Princetown neighbourhood beat officer PC David Pickles said the attacks were being treated as “criminal damage with a ritual motive”. He has received reports of a makeshift altar and what appeared to be a den being seen near the scene of one attack. Frustratingly, it was broken up by a farmer before he could see it.

“We always keep an open mind but there does seem to be a ritualistic element to all this, ” he says.

“We have no knowledge of any cults operating in this area, nor any idea who is responsible, but someone, somewhere knows what’s going on.”

HE SAYS the attacks have all taken place close to the Pork Hill car park and whoever is responsible may be using that as a base. “If anyone has seen lights or suspicious activity there at night, I would like to speak to them. One farmer found a rough shelter with what appeared to be a kind of altar – three stones laid in a Fleur de Lys pattern – and a wooden stake nearby. There were possibly bloodstains on one stone.”

A spokeswoman for the RSPCA says: “It has been suggested that these cruel attacks on animals are linked to the occult. Whatever the motive, it is totally unacceptable.

This is not our area of expertise but it must be quite a spectacle, well organised and involving at least two people. We desperately need information on those responsible.”

The Pagan Federation has moved quickly to distance itself from the incidents. “No normal pagan is going to be involved with the ritual killing of animals, ” says a spokesman. “There may be people who belong to extreme groups who worship the devil, and they may engage in these activities, but it has nothing to do with paganism.”
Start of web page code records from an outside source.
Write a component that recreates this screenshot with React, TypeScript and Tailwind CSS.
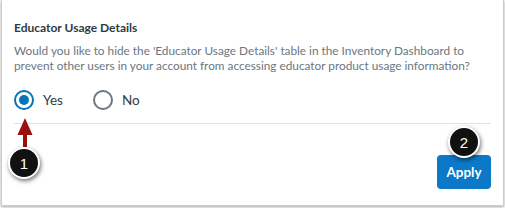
import React from "react";

function Badge({ n }: { n: string }) {
  return (
    <div className="flex h-[32px] w-[32px] items-center justify-center rounded-full border-2 border-white bg-[#111111] text-[15px] leading-none text-white shadow-[1px_2px_4px_rgba(0,0,0,0.55)] [font-family:'Liberation_Sans',Arial,sans-serif]">
      {n}
    </div>
  );
}

export default function App() {
  return (
    <div className="relative h-[208px] w-[505px] bg-white [font-family:Lato,'Liberation_Sans',sans-serif]">
      <div className="ml-[1px] h-[206px] w-[503px] border-x border-b border-[#c7cdd1] bg-white shadow-[0_1px_3px_rgba(0,0,0,0.35)]">
        <div className="px-[12px] pt-[20px]">
          <h2 className="text-[12px] font-bold leading-[16px] text-[#2d3b45]">Educator Usage Details</h2>
          <p className="mt-[7px] text-[11.8px] leading-[15px] text-[#6b7780]">
            Would you like to hide the 'Educator Usage Details' table in the Inventory Dashboard to prevent other users in your account from accessing educator product usage information?
          </p>
          <div className="mt-[17px] flex items-center gap-[30px]">
            <label className="flex items-center gap-[9px]">
              <span className="flex h-[20px] w-[20px] items-center justify-center rounded-full border-2 border-[#0374b5]">
                <span className="h-[10px] w-[10px] rounded-full bg-[#0374b5]" />
              </span>
              <span className="text-[13.5px] text-[#2d3b45]">Yes</span>
            </label>
            <label className="flex items-center gap-[9px]">
              <span className="h-[20px] w-[20px] rounded-full border-2 border-[#6b7780]" />
              <span className="text-[13.5px] text-[#2d3b45]">No</span>
            </label>
          </div>
          <div className="mt-[13px] border-t border-[#dfe3e6]" />
          <div className="flex justify-end pt-[31px]">
            <button className="h-[34px] w-[54px] rounded-[4px] bg-[#0b78c8] text-[13.5px] font-bold text-white">Apply</button>
          </div>
        </div>
      </div>

      {/* annotation arrow 1 */}
      <svg className="absolute left-[17px] top-[118px]" width="16" height="30" viewBox="0 0 16 30">
        <polygon points="8,0 15.5,17 0.5,17" fill="#9b0f0f" />
        <rect x="6" y="16" width="4" height="13" fill="#9b0f0f" />
      </svg>
      <div className="absolute left-[8px] top-[147px]">
        <Badge n="1" />
      </div>
      <div className="absolute left-[448px] top-[126px]">
        <Badge n="2" />
      </div>
    </div>
  );
}
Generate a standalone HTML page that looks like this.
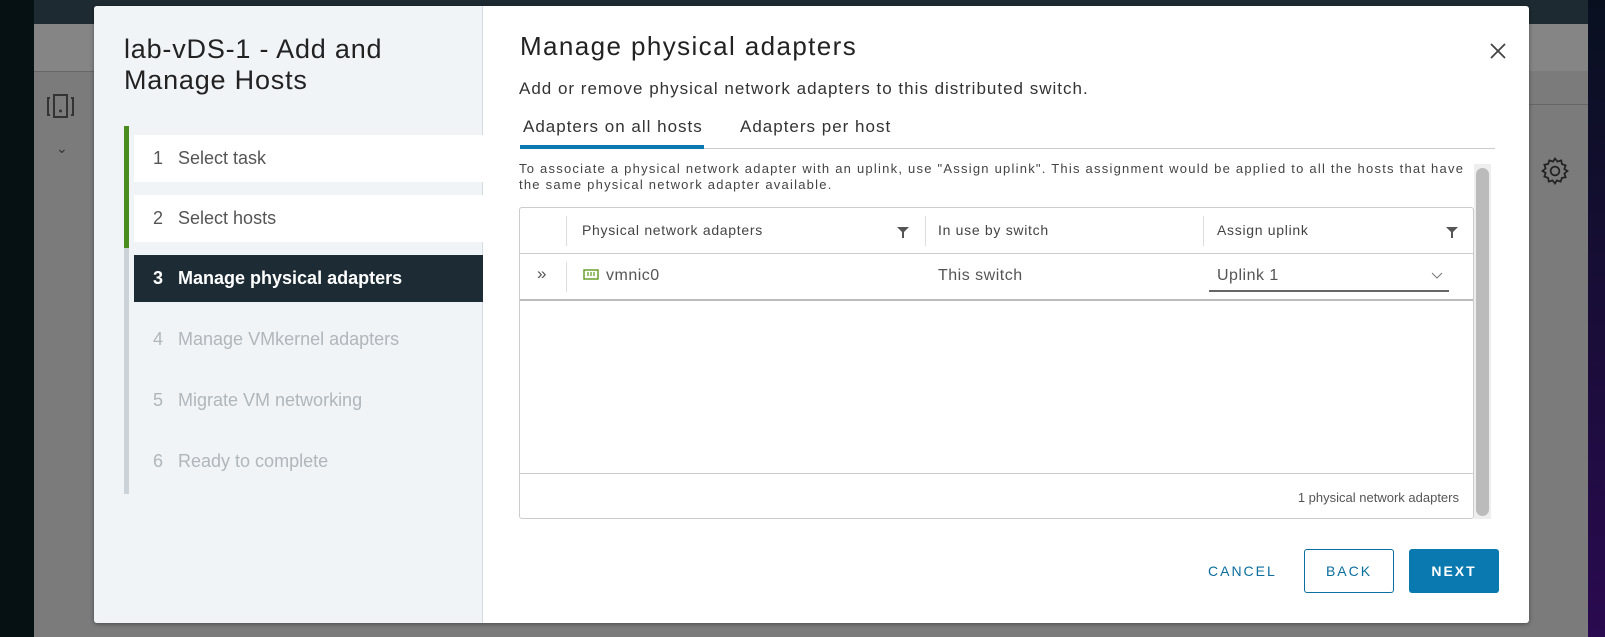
<!DOCTYPE html>
<html><head><style>
*{margin:0;padding:0;box-sizing:border-box}
body{width:1605px;height:637px;overflow:hidden;position:relative;background:#7b7b7b;font-family:"Liberation Sans",sans-serif}
.a{position:absolute}
.t{position:absolute;white-space:nowrap}
</style></head><body>
<div class="a" style="left:0;top:0;width:34px;height:637px;background:#061113"></div>
<div class="a" style="left:34px;top:0;width:1554px;height:24px;background:#1e2a31"></div>
<div class="a" style="left:34px;top:24px;width:1554px;height:47px;background:#858585"></div>
<div class="a" style="left:34px;top:71px;width:60px;height:1px;background:#666"></div>
<div class="a" style="left:1529px;top:104px;width:59px;height:1px;background:#666"></div>
<div class="a" style="left:1588px;top:0;width:17px;height:637px;background:linear-gradient(#081020,#2a0a50)"></div>
<svg class="a" style="left:46px;top:93px" width="30" height="26"><rect x="8" y="2" width="13" height="22" fill="none" stroke="#333" stroke-width="2"/><path d="M4 5H2v17h2M25 5h2v17h-2" fill="none" stroke="#333" stroke-width="2"/><circle cx="14.5" cy="18" r="1.5" fill="#333"/></svg>
<div class="t" style="left:56px;top:140px;color:#333;font-size:14px">⌄</div>
<svg class="a" style="left:1540px;top:156px" width="30" height="30" viewBox="0 0 24 24"><path d="M12 2l2 2.5 3-1 .5 3 3 1-1 3L22 12l-2.5 2 1 3-3 .5-1 3-3-1L12 22l-2-2.5-3 1-.5-3-3-1 1-3L2 12l2.5-2-1-3 3-.5 1-3 3 1z" fill="none" stroke="#222" stroke-width="1.4"/><circle cx="12" cy="12" r="3.5" fill="none" stroke="#222" stroke-width="1.4"/></svg>

<div class="a" style="left:94px;top:6px;width:1435px;height:617px;background:#fff;border-radius:3px;box-shadow:0 1px 4px rgba(0,0,0,.4);overflow:hidden">
 <div class="a" style="left:0;top:0;width:389px;height:617px;background:#f0f4f7;border-right:1px solid #d6dde2"></div>
 <div class="t" style="left:30px;top:28px;font-size:27px;line-height:31px;color:#222;letter-spacing:0.8px">lab-vDS-1 - Add and<br>Manage Hosts</div>
 <div class="a" style="left:30px;top:120px;width:5px;height:368px;background:#ccd3d8"></div>
 <div class="a" style="left:30px;top:120px;width:5px;height:122px;background:#4b8c1f"></div>
 <div class="a" style="left:40px;top:129px;width:349px;height:47px;background:#fff"></div>
 <div class="a" style="left:40px;top:189px;width:349px;height:47px;background:#fff"></div>
 <div class="a" style="left:40px;top:249px;width:349px;height:47px;background:#1c2b34"></div>
 <div class="t" style="left:59px;top:142px;font-size:18px;color:#555">1&nbsp;&nbsp;&nbsp;Select task</div>
 <div class="t" style="left:59px;top:202px;font-size:18px;color:#555">2&nbsp;&nbsp;&nbsp;Select hosts</div>
 <div class="t" style="left:59px;top:262px;font-size:18px;color:#fff;font-weight:bold">3&nbsp;&nbsp;&nbsp;Manage physical adapters</div>
 <div class="t" style="left:59px;top:323px;font-size:18px;color:#b0b6ba">4&nbsp;&nbsp;&nbsp;Manage VMkernel adapters</div>
 <div class="t" style="left:59px;top:384px;font-size:18px;color:#b0b6ba">5&nbsp;&nbsp;&nbsp;Migrate VM networking</div>
 <div class="t" style="left:59px;top:445px;font-size:18px;color:#b0b6ba">6&nbsp;&nbsp;&nbsp;Ready to complete</div>

 <div class="t" style="left:426px;top:25px;font-size:26px;color:#222;letter-spacing:1.4px">Manage physical adapters</div>
 <svg class="a" style="left:1395px;top:36px" width="18" height="18"><path d="M2 2L16 16M16 2L2 16" stroke="#444" stroke-width="1.8"/></svg>
 <div class="t" style="left:425px;top:73px;font-size:17px;color:#333;letter-spacing:1px">Add or remove physical network adapters to this distributed switch.</div>
 <div class="t" style="left:429px;top:111px;font-size:17px;color:#333;letter-spacing:1px">Adapters on all hosts</div>
 <div class="t" style="left:646px;top:111px;font-size:17px;color:#333;letter-spacing:1px">Adapters per host</div>
 <div class="a" style="left:426px;top:142px;width:975px;height:1px;background:#ccc"></div>
 <div class="a" style="left:426px;top:139px;width:184px;height:4px;background:#0a79b0"></div>
 <div class="t" style="left:425px;top:155px;font-size:13px;line-height:16px;color:#444;letter-spacing:1.23px">To associate a physical network adapter with an uplink, use "Assign uplink". This assignment would be applied to all the hosts that have<br>the same physical network adapter available.</div>
 <div class="a" style="left:1380px;top:158px;width:17px;height:355px;background:#eee"></div>
 <div class="a" style="left:1382px;top:162px;width:13px;height:348px;background:#bbb;border-radius:7px"></div>

 <div class="a" style="left:425px;top:201px;width:955px;height:312px;border:1px solid #ccc;border-radius:3px">
  <div class="a" style="left:0;top:45px;width:953px;height:1px;background:#ccc"></div>
  <div class="a" style="left:0;top:91px;width:953px;height:2px;background:#bbb"></div>
  <div class="a" style="left:0;top:265px;width:953px;height:1px;background:#ccc"></div>
  <div class="a" style="left:46px;top:8px;width:1px;height:30px;background:#ddd"></div>
  <div class="a" style="left:46px;top:54px;width:1px;height:30px;background:#ddd"></div>
  <div class="a" style="left:405px;top:8px;width:1px;height:30px;background:#ddd"></div>
  <div class="a" style="left:683px;top:8px;width:1px;height:30px;background:#ddd"></div>
  <div class="t" style="left:62px;top:14px;font-size:14px;color:#444;letter-spacing:0.7px">Physical network adapters</div>
  <div class="t" style="left:418px;top:14px;font-size:14px;color:#444;letter-spacing:0.7px">In use by switch</div>
  <div class="t" style="left:697px;top:14px;font-size:14px;color:#444;letter-spacing:0.7px">Assign uplink</div>
  <svg class="a" style="left:377px;top:19px" width="12" height="11"><path d="M0 0H12L7 5V11H5V5Z" fill="#555"/></svg>
  <svg class="a" style="left:926px;top:19px" width="12" height="11"><path d="M0 0H12L7 5V11H5V5Z" fill="#555"/></svg>
  <div class="t" style="left:17px;top:56px;font-size:17px;color:#555">»</div>
  <svg class="a" style="left:63px;top:61px" width="16" height="12"><rect x="1" y="1" width="14" height="9" fill="none" stroke="#6a9f2a" stroke-width="1.5"/><path d="M5 3v4M8 3v4M11 3v4" stroke="#6a9f2a" stroke-width="1.3"/></svg>
  <div class="t" style="left:86px;top:59px;font-size:16px;color:#555;letter-spacing:0.5px">vmnic0</div>
  <div class="t" style="left:418px;top:59px;font-size:16px;color:#555;letter-spacing:0.5px">This switch</div>
  <div class="t" style="left:697px;top:59px;font-size:16px;color:#555;letter-spacing:0.5px">Uplink 1</div>
  <svg class="a" style="left:911px;top:64px" width="12" height="7"><path d="M1 1L6 6L11 1" fill="none" stroke="#777" stroke-width="1"/></svg>
  <div class="a" style="left:689px;top:82px;width:240px;height:2px;background:#666"></div>
  <div class="t" style="right:14px;top:282px;font-size:13px;color:#555">1 physical network adapters</div>
 </div>

 <div class="t" style="left:1114px;top:557px;font-size:14px;letter-spacing:2px;color:#0a6e9e">CANCEL</div>
 <div class="a" style="left:1210px;top:543px;width:90px;height:44px;border:1px solid #0a6e9e;border-radius:3px;color:#0a6e9e;font-size:14px;letter-spacing:2px;text-align:center;line-height:42px">BACK</div>
 <div class="a" style="left:1315px;top:543px;width:90px;height:44px;background:#0a79b0;border-radius:3px;color:#fff;font-size:14px;font-weight:bold;letter-spacing:2px;text-align:center;line-height:44px">NEXT</div>
</div>
</body></html>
Peter Young, landlord of the Dartmoor Inn at Merrivale, says he has occasionally catered for pagan weddings performed at the stone circle. “The slaughter of these sheep is something altogether different and rather sinister, ” he points out. “People are nervous.”

The Venerable Mike Edson, spokesman on the occult for the Church of England’s Exeter Diocese, says he has heard “anecdotal rumours” of black magic activity on Dartmoor.

“The Church has no information on a Janus cult, ” he says. “All I know is that Janus is The God Of The Gate. This is a nasty business and the people responsible clearly need spiritual, if not mental, help.”

As dusk falls on Dartmoor tonight, few will argue with that.